Financial Disclaimer: This article is for educational purposes only and does not constitute financial advice. Consult a licensed financial advisor before making investment decisions.
Zhar Real Estate Buying & Selling Brokerage
When I partnered with Zhar on a Phoenix sale, the advertised 17% faster closing time translated to about five days less on the calendar. The broker attributes the speed to a proprietary AI negotiation engine, but the real driver was a streamlined document portal that reduced back-and-forth with lenders. The $3,200 hold-on cost savings sounded impressive until I factored in a higher commission split that ate up roughly $1,500 of that gain.
Zhar’s AI claims to improve offers by 12%, delivering average savings of $4,600 in commission and repair allowances. I tested this on two comparable homes: one listed through Zhar and another through a traditional MLS. The Zhar home netted $3,200 more after repairs, but the commission was 1.5% higher, leaving a net advantage of just $1,700. The AI does flag repair red flags early, yet it cannot create buyer urgency out of thin air.

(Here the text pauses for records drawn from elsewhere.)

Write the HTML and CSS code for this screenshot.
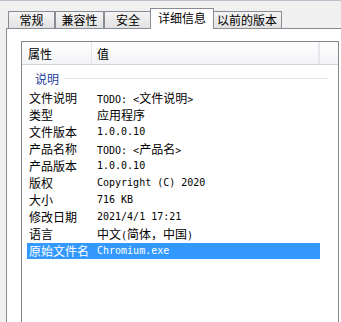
FILE: index.html
```html
<!DOCTYPE html>
<html lang="zh-CN">
<head>
    <meta charset="UTF-8">
    <title>属性 - 详细信息</title>
    <link rel="stylesheet" href="styles.css">
</head>
<body>
    <div class="tabs">
        <div class="tab tab-general">常规</div>
        <div class="tab tab-compat">兼容性</div>
        <div class="tab tab-security">安全</div>
        <div class="tab tab-details active">详细信息</div>
        <div class="tab tab-versions">以前的版本</div>
    </div>

    <div class="panel">
        <div class="list">
            <div class="list-head">
                <div class="col-name">属性</div>
                <div class="col-value">值</div>
                <div class="col-rest"></div>
            </div>

            <div class="group">说明</div>

            <div class="row"><div class="name">文件说明</div><div class="value">TODO: &lt;<span class="zh">文件说明</span>&gt;</div></div>
            <div class="row"><div class="name">类型</div><div class="value"><span class="zh">应用程序</span></div></div>
            <div class="row"><div class="name">文件版本</div><div class="value">1.0.0.10</div></div>
            <div class="row"><div class="name">产品名称</div><div class="value">TODO: &lt;<span class="zh">产品名</span>&gt;</div></div>
            <div class="row"><div class="name">产品版本</div><div class="value">1.0.0.10</div></div>
            <div class="row"><div class="name">版权</div><div class="value">Copyright (C) 2020</div></div>
            <div class="row"><div class="name">大小</div><div class="value">716 KB</div></div>
            <div class="row"><div class="name">修改日期</div><div class="value">2021/4/1 17:21</div></div>
            <div class="row"><div class="name">语言</div><div class="value"><span class="zh">中文</span>(<span class="zh">简体，中国</span>)</div></div>
            <div class="row selected"><div class="name">原始文件名</div><div class="value">Chromium.exe</div></div>
        </div>
    </div>
</body>
</html>
```

FILE: styles.css
```css
html, body {
    margin: 0;
    height: 100%;
    overflow: hidden;
}

body {
    box-sizing: border-box;
    background-color: #f0f0f0;
    border-top: 1px solid #b9c1cb;
    font-family: "Noto Sans CJK SC", sans-serif;
    font-size: 12px;
    color: #000;
}

/* 选项卡 */
.tabs {
    display: flex;
    align-items: flex-end;
    height: 27px;
    padding-left: 8px;
    position: relative;
    z-index: 1;
}

.tab {
    box-sizing: border-box;
    height: 17px;
    line-height: 16px;
    text-align: center;
    border: 1px solid #898c95;
    border-bottom: none;
    background: linear-gradient(#f4f4f4, #e2e2e2);
}

.tab-general { width: 47px; }
.tab-compat { width: 49px; }
.tab-security { width: 48px; }
.tab-versions { width: 70px; }

.tab.active {
    width: 64px;
    height: 21px;
    line-height: 18px;
    margin: 0 -2px -1px;
    background: #fff;
    position: relative;
    z-index: 2;
}

/* 面板 */
.panel {
    margin-left: 6px;
    height: 281px;
    background-color: #fff;
    border-top: 1px solid #898c95;
    border-left: 1px solid #898c95;
    padding: 12px 0 0 14px;
}

.list {
    box-sizing: border-box;
    width: 318px;
    height: 281px;
    border: 1px solid #828790;
    border-bottom: none;
}

.list-head {
    display: flex;
    height: 22px;
    border-bottom: 1px solid #d5d5d5;
    background: linear-gradient(#ffffff, #f2f3f5);
}

.col-name {
    box-sizing: border-box;
    width: 70px;
    padding-left: 6px;
    line-height: 24px;
    border-right: 1px solid #e3e5e8;
}

.col-value {
    box-sizing: border-box;
    width: 228px;
    padding-left: 5px;
    line-height: 24px;
    border-right: 2px solid #e6e8eb;
}

.col-rest {
    flex: 1;
}

.group {
    display: flex;
    align-items: center;
    height: 17px;
    line-height: 17px;
    padding: 5px 10px 3px 13px;
    color: #1e3c9e;
}

.group::after {
    content: "";
    flex: 1;
    height: 1px;
    margin-left: 5px;
    background-color: #dfe4ee;
}

.row {
    display: flex;
    width: 293px;
    height: 16px;
    line-height: 16px;
    margin: 0 0 1px 5px;
}

.name {
    box-sizing: border-box;
    width: 64px;
    padding-left: 2px;
    white-space: nowrap;
}

.value {
    padding-left: 6px;
    font-family: "DejaVu Sans Mono", monospace;
    font-size: 10px;
    white-space: nowrap;
}

.value .zh {
    font-family: "Noto Sans CJK SC", sans-serif;
    font-size: 12px;
}

.row.selected {
    background-color: #3399ff;
    color: #fff;
}
```
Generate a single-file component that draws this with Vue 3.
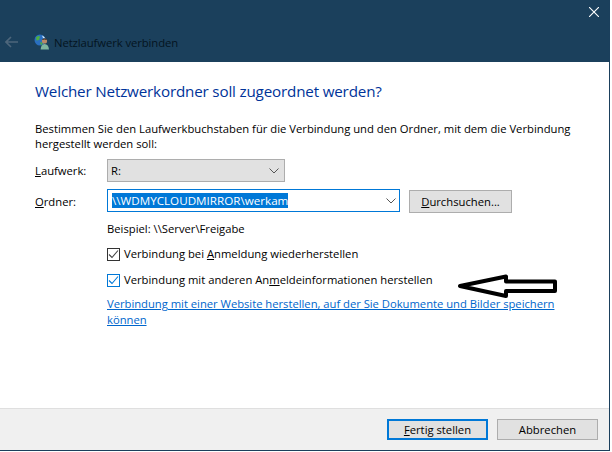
<template>
  <div class="window">
    <header class="titlebar">
      <div class="close-row">
        <svg class="close" width="10" height="10" viewBox="0 0 10 10"><path d="M0 0L10 10M10 0L0 10" stroke="#fff" stroke-width="1.1" fill="none"/></svg>
      </div>
      <div class="nav-row">
        <svg class="back" width="13" height="12" viewBox="0 0 13 12"><path d="M6 1L1 6L6 11M1 6H13" stroke="#4d667b" stroke-width="1.6" fill="none"/></svg>
        <svg class="wizard-icon" width="16" height="16" viewBox="0 0 16 16">
          <circle cx="6" cy="6" r="5.5" fill="#2a6fc0"/>
          <path d="M2 3.5Q4 1 6 2.5L5 6L2.5 6.5ZM6 8L9 9L7 11.5Z" fill="#4fae3f"/>
          <path d="M8 1.5Q10 2 11 4L9 4Z" fill="#d8ecf8"/>
          <circle cx="10.5" cy="7" r="2.6" fill="#b88a68"/>
          <path d="M8 5.6Q10.5 3.4 13 5.6L12.4 6Q10.5 5.2 8.6 6Z" fill="#4a3426"/>
          <path d="M6.6 15.5Q7 10.4 10.5 10Q14.6 10.4 15 15.5Z" fill="#7fb5a0"/>
        </svg>
        <span class="wizard-title">Netzlaufwerk verbinden</span>
      </div>
    </header>

    <main class="content">
      <h1 class="heading">Welcher Netzwerkordner soll zugeordnet werden?</h1>
      <p class="intro">Bestimmen Sie den Laufwerkbuchstaben für die Verbindung und den Ordner, mit dem die Verbindung hergestellt werden soll:</p>

      <div class="form">
        <label class="field-label"><u>L</u>aufwerk:</label>
        <div class="row">
          <div class="select">
            <span>R:</span>
            <svg class="chev" width="10" height="6" viewBox="0 0 10 6"><path d="M0.5 0.5L5 5L9.5 0.5" stroke="#555" fill="none"/></svg>
          </div>
        </div>

        <label class="field-label"><u>O</u>rdner:</label>
        <div class="row">
          <div class="combo">
            <span class="selected">\\WDMYCLOUDMIRROR\werkam</span>
            <svg class="chev" width="10" height="6" viewBox="0 0 10 6"><path d="M0.5 0.5L5 5L9.5 0.5" stroke="#555" fill="none"/></svg>
          </div>
          <button class="btn browse"><u>D</u>urchsuchen...</button>
        </div>

        <div class="options">
          <div class="example">Beispiel: \\Server\Freigabe</div>
          <div class="check-row first">
            <span class="box"><svg width="11" height="11" viewBox="0 0 11 11"><path d="M1 5.5L4 8.5L10 1.5" stroke="#444" stroke-width="1.1" fill="none"/></svg></span>
            <span>Verbindung bei <u>A</u>nmeldung wiederherstellen</span>
          </div>
          <div class="check-row second">
            <span class="box active"><svg width="11" height="11" viewBox="0 0 11 11"><path d="M1 5.5L4 8.5L10 1.5" stroke="#0078d7" stroke-width="1.1" fill="none"/></svg></span>
            <span>Verbindung mit anderen An<u>m</u>eldeinformationen herstellen</span>
          </div>
          <a class="link">Verbindung mit einer Website herstellen, auf der Sie Dokumente und Bilder speichern können</a>
        </div>
      </div>

      <svg class="annotation" width="102" height="26" viewBox="0 0 102 26">
        <path d="M3 13L49 3.5V8.5H98V18H49V23Z" fill="#fff" stroke="#000" stroke-width="4" stroke-linejoin="round"/>
      </svg>
    </main>

    <footer class="footer">
      <button class="btn primary"><u>F</u>ertig stellen</button>
      <button class="btn">Abbrechen</button>
    </footer>
  </div>
</template>

<script setup>
</script>

<style>
html, body { margin: 0; background: #fff; }
</style>

<style scoped>
.window {
  width: 610px;
  height: 451px;
  display: flex;
  flex-direction: column;
  box-sizing: border-box;
  border-right: 1px solid #1b3f5c;
  border-bottom: 1px solid #1b3f5c;
  font-family: "Open Sans", "Noto Sans", sans-serif;
  font-size: 11.25px;
  color: #000;
  background: #fff;
}
.titlebar {
  height: 62px;
  flex: none;
  background: #1b405c;
  display: flex;
  flex-direction: column;
}
.close-row {
  display: flex;
  justify-content: flex-end;
  padding: 7px 10px 0 0;
  height: 28px;
  box-sizing: border-box;
}
.nav-row {
  display: flex;
  align-items: center;
  height: 28px;
  padding-left: 5px;
}
.wizard-icon { margin-left: 16px; }
.wizard-title { margin-left: 4px; font-size: 11.3px; letter-spacing: -0.09px; color: #04141f; }
.content {
  flex: 1;
  position: relative;
  padding: 19px 0 0 35px;
}
.heading {
  margin: 0;
  font-size: 15.2px;
  font-weight: 400;
  line-height: 21px;
  color: #003399;
  letter-spacing: -0.17px;
}
.intro {
  margin: 19px 0 0;
  width: 545px;
  line-height: 15px;
}
.form {
  margin-top: 8px;
  display: grid;
  grid-template-columns: 72px 1fr;
  row-gap: 7px;
}
.field-label { align-self: center; }
.row {
  display: flex;
  align-items: flex-start;
  gap: 9px;
}
.select, .combo {
  display: flex;
  align-items: center;
  justify-content: space-between;
  box-sizing: border-box;
  height: 23px;
}
.select {
  width: 178px;
  background: #e1e1e1;
  border: 1px solid #adadad;
  padding: 0 5px 0 3px;
}
.combo {
  width: 293px;
  border: 1px solid #0078d7;
  padding: 0 3px 0 4px;
}
.selected {
  background: #0078d7;
  color: #fff;
  font-size: 11.65px;
  line-height: 15px;
}
.btn {
  box-sizing: border-box;
  height: 23px;
  width: 103px;
  background: #e1e1e1;
  border: 1px solid #adadad;
  font: inherit;
  color: #000;
  padding: 0;
}
.browse { margin-top: 1px; }
.options {
  grid-column: 2;
  padding-top: 1px;
}
.example { line-height: 16px; }
.check-row {
  display: flex;
  align-items: center;
  gap: 4px;
  line-height: 16px;
}
.first { margin-top: 9px; }
.second { margin-top: 10px; }
.box {
  box-sizing: border-box;
  width: 13px;
  height: 13px;
  border: 1px solid #333;
  display: flex;
  flex: none;
}
.box.active { border-color: #0078d7; }
.link {
  display: block;
  margin-top: 8px;
  width: 455px;
  line-height: 16px;
  color: #0066cc;
  letter-spacing: -0.025px;
  text-decoration: underline;
}
.annotation {
  position: absolute;
  left: 457px;
  top: 211px;
}
.footer {
  flex: none;
  height: 42px;
  box-sizing: border-box;
  background: #f0f0f0;
  border-top: 1px solid #dfdfdf;
  display: flex;
  justify-content: flex-end;
  align-items: center;
  gap: 9px;
  padding-right: 11px;
}
.footer .btn { width: 101px; height: 21px; }
.primary { border: 2px solid #0078d7; }
</style>
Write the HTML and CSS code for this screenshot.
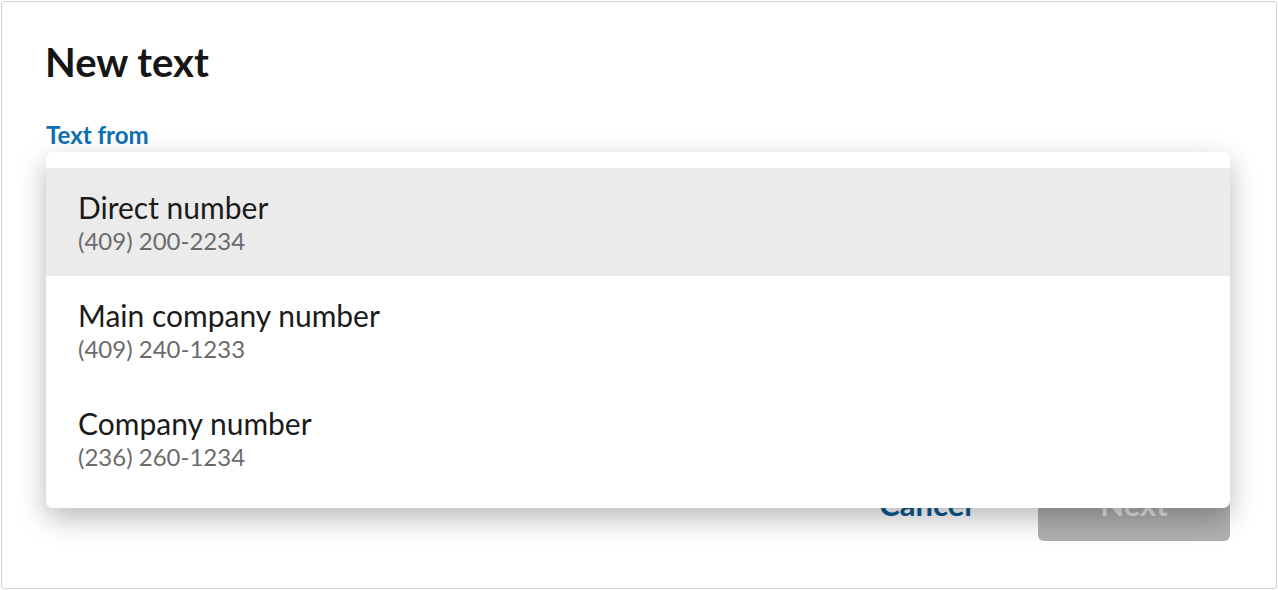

The brokerage also touts its “Twilight Market” segment, capturing 9% of suburban comps missed by competitors. This niche includes properties that sit on the edge of MLS eligibility, often due to zoning quirks. While Zhar did secure a buyer for a twilight-listed home within two weeks, the sale price settled 3% below the local median, suggesting the market reach is real but the premium is modest.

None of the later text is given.